Carta a La Loba

sábado, 1 de junho de 2019


Prezada Loba,

Por que é sempre tão solitária e muda?

Por que se esconde?

É como se sempre estivesse presente, mas, apenas algumas vezes, revelasse a sua voz, por meio do canto lírico, como o canto de uma sereia, doce e poderoso, que ecoa à distância. Você revela a sua presença por meio de cantos e gemidos.

Será que é isso? Será que você é meu coração e o ar de meus pulmões, que inspiram, expiram e bombeia vida?

Eu te sinto no prazer... No prazer de criar... Fazer arte e criar amor...
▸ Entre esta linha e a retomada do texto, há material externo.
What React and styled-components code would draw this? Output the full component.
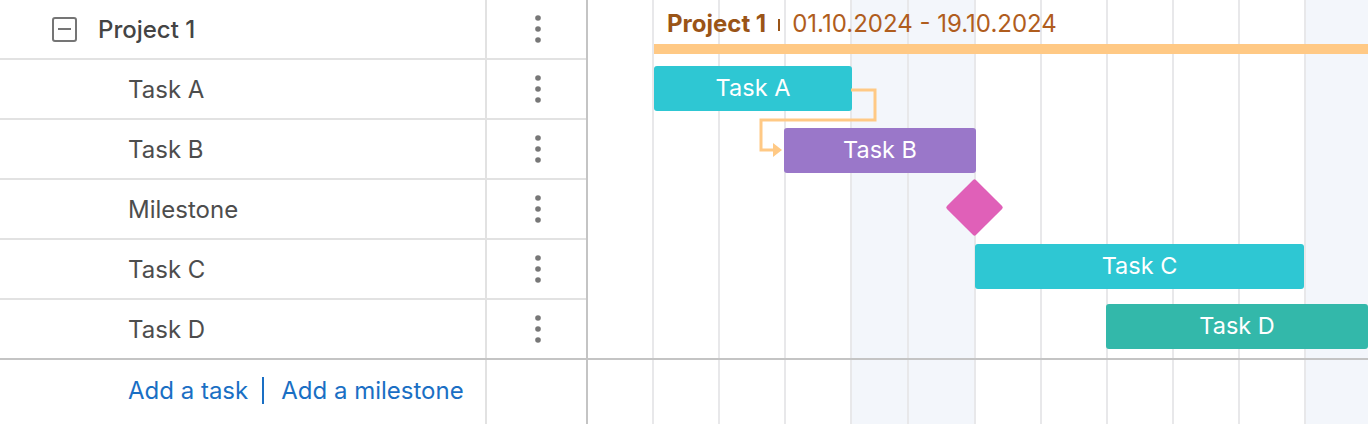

Te sinto na reflexão e nas respostas sábias, como uma velha que diz, docemente e com sua voz enrugada de avó: "respire e relaxe. Dói, mas já passei por isso e sei que vai passar."

Se é assim, por que se cala diante da dor?

Onde você esteve em todo esse vale de lágrimas que percorri e derramei por pessoas que acham que te entendem, mas não entendem? Nem eu te entendo e, ao mesmo tempo, sim.

Estou confusa.

Será que, às vezes, não te sinto porque somos uma só e ou estamos muito conectadas, a ponto de não nos diferenciarmos mais ou muito desconectadas, pelas modernidades e intelectualizações que fazem parte da vida?

Sinto que ambas as coisas estão corretas e, às vezes, é difícil dar forma à dicotomia... Ao paradoxo... Ao contraste e ao controverso... Mesmo que essa forma seja feita de palavras...

Talvez seja por isso que seja água: você se molda de acordo com o meio em que é inserida e talvez por isso, seja tão difícil te definir...

Sei que te busco, mesmo sem bússola, nem rumo...

Uma rosa-dos-ventos, da água, do fogo e da terra, que paira no limbo do meu eu...

É presente, passado e futuro, longínquos ou no atual momento, que já ficou obsoleto, pois já escrevi e a cada palavra que escrevo, registro um passado recente e a cada palavra que penso em escrever, me pergunto "o que mais eu vou inventar? O que mais preciso te/nos dizer?"

Sei que te escrever me dá alívio... O alívio de parir...

Loba solitária, forte, presente, solidária, meiga e guerreira, te venero e admiro e anseio me apropriar de ti, cada vez mais, e de teu poder, pois somos uma só e te buscar, te encontrar, te acolher e te perceber são missões para a vida inteira e o alcance desse inteiro é um meio que essa vida fracionada faz para se completar.